There remains strong police and army presence at the Strandfontein Sports Grounds after a group of homeless people were involved in an altercation with police on Tuesday. About 1000 homeless people are living in a temporary shelter set up by the City of Cape Town to keep them off the streets during the 21-day lockdown, aimed at curbing the spread of the coronavirus.
Hundreds of street people were bussed into the sports complex over the past few days, where they were screened for the virus and provided meals and sanitation. Yesterday a small group, who arrived from Somerset West were allegedly misinformed that they would only be there for a COVID-19 screening. They allegedly tried to leave, when they learnt that would have to stay there. According to Ground Up, some of the homeless residents were shot at with rubber bullets by police after they began to protest about conditions at the camp. SAPS and the SANDF were deployed to scene.
“Four people jumped over the sports complex’s fence, three were caught and one escaped. When the group were picked up in Somerset West, someone told them they were going for COVID-19 testing and would go back. That was a lie. So when they were told they actually staying at the site, they got upset and this caused a riot,” said Strandfontein ward councillor Elton Jansen.

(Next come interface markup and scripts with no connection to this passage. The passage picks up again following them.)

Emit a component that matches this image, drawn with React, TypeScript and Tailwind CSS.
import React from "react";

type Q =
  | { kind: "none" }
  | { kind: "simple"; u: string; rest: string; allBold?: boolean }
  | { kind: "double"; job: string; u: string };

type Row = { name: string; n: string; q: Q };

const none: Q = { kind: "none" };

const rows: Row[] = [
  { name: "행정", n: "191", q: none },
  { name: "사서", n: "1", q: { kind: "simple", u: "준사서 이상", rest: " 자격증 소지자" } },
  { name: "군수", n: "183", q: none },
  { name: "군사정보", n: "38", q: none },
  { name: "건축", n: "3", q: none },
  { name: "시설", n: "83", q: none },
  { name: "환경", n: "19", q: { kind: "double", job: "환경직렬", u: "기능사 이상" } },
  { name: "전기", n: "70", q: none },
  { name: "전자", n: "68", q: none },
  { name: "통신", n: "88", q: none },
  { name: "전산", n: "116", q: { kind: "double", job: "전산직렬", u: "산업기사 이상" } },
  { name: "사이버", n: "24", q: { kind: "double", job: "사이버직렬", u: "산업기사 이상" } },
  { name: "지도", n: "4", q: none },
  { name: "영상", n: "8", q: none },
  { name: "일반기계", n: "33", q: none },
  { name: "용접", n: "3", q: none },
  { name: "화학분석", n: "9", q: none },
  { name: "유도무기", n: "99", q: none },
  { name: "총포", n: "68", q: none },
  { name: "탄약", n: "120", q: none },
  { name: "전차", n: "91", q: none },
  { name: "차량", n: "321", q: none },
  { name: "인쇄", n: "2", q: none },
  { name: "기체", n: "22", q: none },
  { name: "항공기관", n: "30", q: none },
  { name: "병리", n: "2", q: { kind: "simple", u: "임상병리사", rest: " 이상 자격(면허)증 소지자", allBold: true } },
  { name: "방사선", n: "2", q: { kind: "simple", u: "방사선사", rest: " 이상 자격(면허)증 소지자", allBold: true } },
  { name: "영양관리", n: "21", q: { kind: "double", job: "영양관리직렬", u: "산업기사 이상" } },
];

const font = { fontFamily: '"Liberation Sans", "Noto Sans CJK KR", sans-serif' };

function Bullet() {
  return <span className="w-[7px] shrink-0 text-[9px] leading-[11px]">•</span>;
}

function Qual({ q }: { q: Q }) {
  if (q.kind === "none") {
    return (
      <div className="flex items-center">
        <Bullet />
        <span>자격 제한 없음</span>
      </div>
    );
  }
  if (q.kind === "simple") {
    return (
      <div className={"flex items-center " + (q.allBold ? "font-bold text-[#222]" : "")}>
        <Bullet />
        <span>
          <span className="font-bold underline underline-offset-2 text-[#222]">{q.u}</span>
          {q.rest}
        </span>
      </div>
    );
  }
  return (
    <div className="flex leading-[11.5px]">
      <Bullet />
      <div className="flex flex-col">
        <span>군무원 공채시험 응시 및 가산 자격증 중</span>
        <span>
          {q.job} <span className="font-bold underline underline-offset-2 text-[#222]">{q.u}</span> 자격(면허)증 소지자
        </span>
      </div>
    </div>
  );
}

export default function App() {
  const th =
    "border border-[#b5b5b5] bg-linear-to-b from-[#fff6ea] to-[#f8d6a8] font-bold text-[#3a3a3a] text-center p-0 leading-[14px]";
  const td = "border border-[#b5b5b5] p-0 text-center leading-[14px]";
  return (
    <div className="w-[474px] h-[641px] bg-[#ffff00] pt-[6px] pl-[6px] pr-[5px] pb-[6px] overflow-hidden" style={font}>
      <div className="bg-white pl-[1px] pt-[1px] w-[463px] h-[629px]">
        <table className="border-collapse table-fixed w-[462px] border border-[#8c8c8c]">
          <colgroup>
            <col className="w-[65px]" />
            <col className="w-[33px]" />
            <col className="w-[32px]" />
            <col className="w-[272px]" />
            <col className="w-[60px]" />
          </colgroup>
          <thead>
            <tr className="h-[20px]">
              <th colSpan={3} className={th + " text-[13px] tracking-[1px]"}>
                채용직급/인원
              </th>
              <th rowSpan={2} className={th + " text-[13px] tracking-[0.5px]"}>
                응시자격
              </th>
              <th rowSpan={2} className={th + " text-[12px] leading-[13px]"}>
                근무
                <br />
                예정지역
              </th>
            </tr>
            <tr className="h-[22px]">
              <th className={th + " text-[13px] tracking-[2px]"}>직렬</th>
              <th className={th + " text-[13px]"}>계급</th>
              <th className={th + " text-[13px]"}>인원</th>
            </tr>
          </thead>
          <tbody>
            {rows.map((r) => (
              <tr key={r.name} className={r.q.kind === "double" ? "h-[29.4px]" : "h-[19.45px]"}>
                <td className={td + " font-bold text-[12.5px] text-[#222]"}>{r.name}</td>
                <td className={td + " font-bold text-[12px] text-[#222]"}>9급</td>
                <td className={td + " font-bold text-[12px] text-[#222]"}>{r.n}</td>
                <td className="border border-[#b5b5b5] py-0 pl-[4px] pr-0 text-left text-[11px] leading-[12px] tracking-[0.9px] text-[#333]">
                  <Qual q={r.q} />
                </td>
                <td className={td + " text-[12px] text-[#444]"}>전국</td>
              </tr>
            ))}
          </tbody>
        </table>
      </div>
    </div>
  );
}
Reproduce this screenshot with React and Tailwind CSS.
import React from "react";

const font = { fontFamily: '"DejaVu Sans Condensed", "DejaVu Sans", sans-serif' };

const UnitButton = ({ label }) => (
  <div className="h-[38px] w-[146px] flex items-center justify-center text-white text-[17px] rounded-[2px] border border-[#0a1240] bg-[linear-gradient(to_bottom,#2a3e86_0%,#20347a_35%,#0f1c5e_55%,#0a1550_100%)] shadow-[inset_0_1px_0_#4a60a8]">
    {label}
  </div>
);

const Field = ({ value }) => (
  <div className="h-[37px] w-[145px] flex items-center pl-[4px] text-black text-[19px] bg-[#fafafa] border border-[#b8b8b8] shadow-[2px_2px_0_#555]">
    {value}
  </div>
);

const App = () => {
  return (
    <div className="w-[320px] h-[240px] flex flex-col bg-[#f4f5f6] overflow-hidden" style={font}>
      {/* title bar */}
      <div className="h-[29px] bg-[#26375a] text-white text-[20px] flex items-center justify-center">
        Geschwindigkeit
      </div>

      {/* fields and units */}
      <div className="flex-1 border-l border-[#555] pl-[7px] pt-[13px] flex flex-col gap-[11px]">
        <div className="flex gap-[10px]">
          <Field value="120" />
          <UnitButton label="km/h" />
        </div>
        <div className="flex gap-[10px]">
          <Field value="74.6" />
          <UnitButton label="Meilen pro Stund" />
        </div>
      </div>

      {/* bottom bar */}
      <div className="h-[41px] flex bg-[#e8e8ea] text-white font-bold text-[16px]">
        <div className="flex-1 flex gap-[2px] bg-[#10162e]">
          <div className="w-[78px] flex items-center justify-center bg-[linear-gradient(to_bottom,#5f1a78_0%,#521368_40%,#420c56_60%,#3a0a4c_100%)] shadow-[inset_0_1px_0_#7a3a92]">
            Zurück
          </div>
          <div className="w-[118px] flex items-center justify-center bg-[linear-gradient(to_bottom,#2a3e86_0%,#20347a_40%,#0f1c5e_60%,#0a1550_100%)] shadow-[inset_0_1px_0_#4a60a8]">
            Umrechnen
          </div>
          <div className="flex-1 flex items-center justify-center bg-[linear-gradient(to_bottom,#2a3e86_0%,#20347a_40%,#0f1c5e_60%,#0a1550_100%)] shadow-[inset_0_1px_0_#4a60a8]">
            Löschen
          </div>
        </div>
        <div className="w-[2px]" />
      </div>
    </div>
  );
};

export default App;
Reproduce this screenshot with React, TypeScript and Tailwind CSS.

Chaos errupted in Strandfontein earlier today when unsatisified street persons hurdled the fence. This after they were transported by officials from the CBD where they were housed in tents on the foreshore under lockdown regulations. Alderman JP smith says The City can confirm that there was some conflict onsite, involving a newly arrived group of street people from Somerset West. The group were under the impression that they would be allowed to return to their areas after being screened at the site, and when it became clear that they were required to remain in Strandfontein, a few of them pulled down one of the internal fences and four climbed over the perimeter wall. Three have since been apprehended. Video: Supplied
Posted by Voice of the Cape Radio – VOC on Tuesday, 7 April 2020
While the situation has stabilised, Jansen said he would be meeting with Mayor Dan Plato and other city officials to raise the concerns on behalf of residents.
Residents are up in arms over the use of the Strandfontein sports grounds, with some accusing the City of not consulting the community. Strandfontein CPF chairperson Sandy Schuter has slammed the city for dumping the homeless in the area. She said they were informed by city officials that there would be enough law enforcement agencies to protect the inner and outer perimeters, but yet, some homeless people were still able to leave.
“We are extremely unhappy with the inhumane conditions in which the homeless people are being kept…it looks like a concentration camp. They are not in a prison that they need to be held against their will. The only reason why people escape is that they don’t want to be there,” she told VOC News.
Jansen said the proposal had been sprung on him by City officials last week and due to the lockdown, he had not had sufficient time to consult residents.
“I knew it was a bad idea. I understand this is a disaster, and things had to move fast, but my question is…why Strandfontein?”
Residents have expressed concern that the area is extremely cold due to its proximity on the coastline. Schuter has appealed to the City rethink their position.
“We want the City to take the homeless people back the communities where they come from. Open the community halls where it is warmer and where there is a decent roof and sanitation facilities. This will be easier for NGOS in the community to manage. But do not hold people against their will in area that they don’t want to be.”
Residents are also concerned about the possible exposure of homeless individuals to the coronavirus and that it could spread in the community.
“We understand that we have a crisis and we don’t want homeless people to walk around. We have our own homeless people that we are willing to look after. In the same way, other communities can look after their homeless,” added Schuter.
Schuter called on the Human Rights Commission to investigate the matter.
In a statement, the City made it clear that, according to SAPS, any person who leaves the site will be in violation of the national lockdown regulations and will be dealt with accordingly.
“The City remains committed to ensuring that street people are offered a place to stay for the duration of the lockdown, as instructed by national government, and to provide the necessary amenities. We understand that there is substantial interest in the goings-on at the site, but we deplore the attempts at sensationalism,” said Alderman JP Smith, Mayco member for Safety and Security.
“We also need to reiterate to the public that as with any undertaking as complexed as this, there will be challenges; however, the City is geared to address these in conjunction with our partner organisations.”